What is expected - Images are not part of the copy; write out the rest of the data exactly as given.

Start of Information supplied

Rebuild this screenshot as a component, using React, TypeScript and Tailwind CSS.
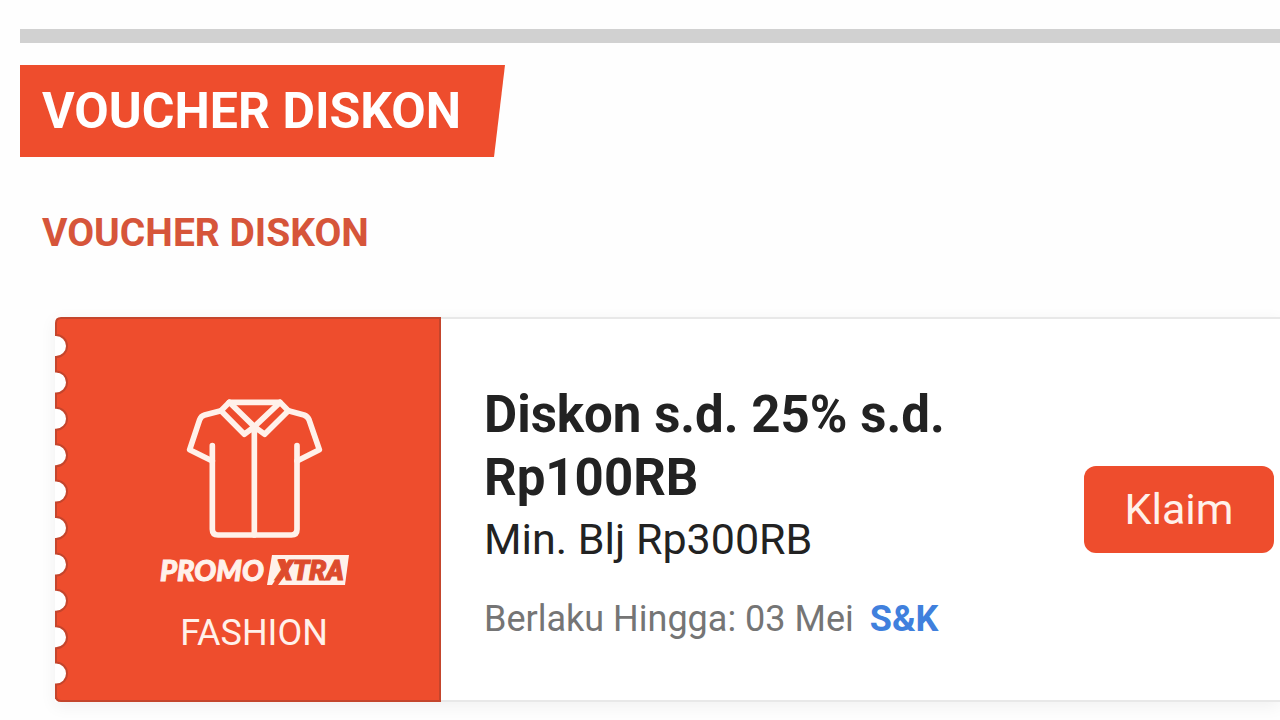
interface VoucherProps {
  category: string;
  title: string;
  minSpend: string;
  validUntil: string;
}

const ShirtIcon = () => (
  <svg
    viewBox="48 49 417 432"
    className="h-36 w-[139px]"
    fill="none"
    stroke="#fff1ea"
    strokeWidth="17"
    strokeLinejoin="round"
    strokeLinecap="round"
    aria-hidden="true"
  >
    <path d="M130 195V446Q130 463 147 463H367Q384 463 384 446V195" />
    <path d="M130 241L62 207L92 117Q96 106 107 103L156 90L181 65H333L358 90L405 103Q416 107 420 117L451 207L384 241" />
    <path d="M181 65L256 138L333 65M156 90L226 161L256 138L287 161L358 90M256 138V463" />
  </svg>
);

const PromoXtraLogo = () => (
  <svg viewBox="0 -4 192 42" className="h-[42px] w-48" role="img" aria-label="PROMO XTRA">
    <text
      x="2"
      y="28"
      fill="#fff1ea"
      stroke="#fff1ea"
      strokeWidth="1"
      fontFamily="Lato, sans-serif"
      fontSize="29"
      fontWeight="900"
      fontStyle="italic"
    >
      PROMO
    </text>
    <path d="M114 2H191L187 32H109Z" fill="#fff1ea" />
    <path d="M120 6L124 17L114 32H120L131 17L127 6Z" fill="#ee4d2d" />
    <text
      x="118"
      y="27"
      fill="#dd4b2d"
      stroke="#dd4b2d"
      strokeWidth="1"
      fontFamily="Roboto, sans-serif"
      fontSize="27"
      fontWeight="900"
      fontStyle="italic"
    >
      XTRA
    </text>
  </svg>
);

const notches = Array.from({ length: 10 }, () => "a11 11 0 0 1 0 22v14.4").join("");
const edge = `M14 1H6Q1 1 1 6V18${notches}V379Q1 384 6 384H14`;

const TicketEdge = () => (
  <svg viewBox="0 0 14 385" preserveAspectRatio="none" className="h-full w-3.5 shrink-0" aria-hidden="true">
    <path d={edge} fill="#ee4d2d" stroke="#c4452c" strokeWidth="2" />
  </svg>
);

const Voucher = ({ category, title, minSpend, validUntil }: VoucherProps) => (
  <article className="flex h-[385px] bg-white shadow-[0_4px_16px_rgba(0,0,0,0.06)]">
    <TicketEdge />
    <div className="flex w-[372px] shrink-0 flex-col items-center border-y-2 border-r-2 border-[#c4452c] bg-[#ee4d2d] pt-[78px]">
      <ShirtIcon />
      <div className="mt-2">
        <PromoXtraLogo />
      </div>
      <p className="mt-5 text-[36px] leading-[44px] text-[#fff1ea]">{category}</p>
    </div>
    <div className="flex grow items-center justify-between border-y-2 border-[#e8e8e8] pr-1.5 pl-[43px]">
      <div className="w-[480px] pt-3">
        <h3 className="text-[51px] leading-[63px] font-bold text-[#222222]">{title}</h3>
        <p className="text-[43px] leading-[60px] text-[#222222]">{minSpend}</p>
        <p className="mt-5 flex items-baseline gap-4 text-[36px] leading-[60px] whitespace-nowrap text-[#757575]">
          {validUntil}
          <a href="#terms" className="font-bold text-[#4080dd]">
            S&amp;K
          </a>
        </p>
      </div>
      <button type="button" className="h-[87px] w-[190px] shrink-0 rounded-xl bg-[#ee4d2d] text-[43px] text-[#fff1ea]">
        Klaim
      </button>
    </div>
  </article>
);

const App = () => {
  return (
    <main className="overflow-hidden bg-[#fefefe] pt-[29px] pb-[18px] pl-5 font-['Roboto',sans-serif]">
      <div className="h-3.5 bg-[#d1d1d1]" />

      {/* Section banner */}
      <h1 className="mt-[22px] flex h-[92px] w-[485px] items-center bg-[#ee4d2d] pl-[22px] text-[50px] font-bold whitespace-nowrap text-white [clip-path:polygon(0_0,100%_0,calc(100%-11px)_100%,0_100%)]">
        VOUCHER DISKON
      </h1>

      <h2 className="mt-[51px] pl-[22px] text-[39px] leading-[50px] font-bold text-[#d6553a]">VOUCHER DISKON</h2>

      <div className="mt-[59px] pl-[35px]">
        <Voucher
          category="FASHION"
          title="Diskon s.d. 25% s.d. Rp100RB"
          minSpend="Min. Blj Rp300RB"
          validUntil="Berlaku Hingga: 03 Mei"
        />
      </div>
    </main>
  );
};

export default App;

End of Information supplied

Reply to the task -
Rebuild this screenshot as a component, using React, TypeScript and Tailwind CSS.
interface VoucherProps {
  category: string;
  title: string;
  minSpend: string;
  validUntil: string;
}

const ShirtIcon = () => (
  <svg
    viewBox="48 49 417 432"
    className="h-36 w-[139px]"
    fill="none"
    stroke="#fff1ea"
    strokeWidth="17"
    strokeLinejoin="round"
    strokeLinecap="round"
    aria-hidden="true"
  >
    <path d="M130 195V446Q130 463 147 463H367Q384 463 384 446V195" />
    <path d="M130 241L62 207L92 117Q96 106 107 103L156 90L181 65H333L358 90L405 103Q416 107 420 117L451 207L384 241" />
    <path d="M181 65L256 138L333 65M156 90L226 161L256 138L287 161L358 90M256 138V463" />
  </svg>
);

const PromoXtraLogo = () => (
  <svg viewBox="0 -4 192 42" className="h-[42px] w-48" role="img" aria-label="PROMO XTRA">
    <text
      x="2"
      y="28"
      fill="#fff1ea"
      stroke="#fff1ea"
      strokeWidth="1"
      fontFamily="Lato, sans-serif"
      fontSize="29"
      fontWeight="900"
      fontStyle="italic"
    >
      PROMO
    </text>
    <path d="M114 2H191L187 32H109Z" fill="#fff1ea" />
    <path d="M120 6L124 17L114 32H120L131 17L127 6Z" fill="#ee4d2d" />
    <text
      x="118"
      y="27"
      fill="#dd4b2d"
      stroke="#dd4b2d"
      strokeWidth="1"
      fontFamily="Roboto, sans-serif"
      fontSize="27"
      fontWeight="900"
      fontStyle="italic"
    >
      XTRA
    </text>
  </svg>
);

const notches = Array.from({ length: 10 }, () => "a11 11 0 0 1 0 22v14.4").join("");
const edge = `M14 1H6Q1 1 1 6V18${notches}V379Q1 384 6 384H14`;

const TicketEdge = () => (
  <svg viewBox="0 0 14 385" preserveAspectRatio="none" className="h-full w-3.5 shrink-0" aria-hidden="true">
    <path d={edge} fill="#ee4d2d" stroke="#c4452c" strokeWidth="2" />
  </svg>
);

const Voucher = ({ category, title, minSpend, validUntil }: VoucherProps) => (
  <article className="flex h-[385px] bg-white shadow-[0_4px_16px_rgba(0,0,0,0.06)]">
    <TicketEdge />
    <div className="flex w-[372px] shrink-0 flex-col items-center border-y-2 border-r-2 border-[#c4452c] bg-[#ee4d2d] pt-[78px]">
      <ShirtIcon />
      <div className="mt-2">
        <PromoXtraLogo />
      </div>
      <p className="mt-5 text-[36px] leading-[44px] text-[#fff1ea]">{category}</p>
    </div>
    <div className="flex grow items-center justify-between border-y-2 border-[#e8e8e8] pr-1.5 pl-[43px]">
      <div className="w-[480px] pt-3">
        <h3 className="text-[51px] leading-[63px] font-bold text-[#222222]">{title}</h3>
        <p className="text-[43px] leading-[60px] text-[#222222]">{minSpend}</p>
        <p className="mt-5 flex items-baseline gap-4 text-[36px] leading-[60px] whitespace-nowrap text-[#757575]">
          {validUntil}
          <a href="#terms" className="font-bold text-[#4080dd]">
            S&amp;K
          </a>
        </p>
      </div>
      <button type="button" className="h-[87px] w-[190px] shrink-0 rounded-xl bg-[#ee4d2d] text-[43px] text-[#fff1ea]">
        Klaim
      </button>
    </div>
  </article>
);

const App = () => {
  return (
    <main className="overflow-hidden bg-[#fefefe] pt-[29px] pb-[18px] pl-5 font-['Roboto',sans-serif]">
      <div className="h-3.5 bg-[#d1d1d1]" />

      {/* Section banner */}
      <h1 className="mt-[22px] flex h-[92px] w-[485px] items-center bg-[#ee4d2d] pl-[22px] text-[50px] font-bold whitespace-nowrap text-white [clip-path:polygon(0_0,100%_0,calc(100%-11px)_100%,0_100%)]">
        VOUCHER DISKON
      </h1>

      <h2 className="mt-[51px] pl-[22px] text-[39px] leading-[50px] font-bold text-[#d6553a]">VOUCHER DISKON</h2>

      <div className="mt-[59px] pl-[35px]">
        <Voucher
          category="FASHION"
          title="Diskon s.d. 25% s.d. Rp100RB"
          minSpend="Min. Blj Rp300RB"
          validUntil="Berlaku Hingga: 03 Mei"
        />
      </div>
    </main>
  );
};

export default App;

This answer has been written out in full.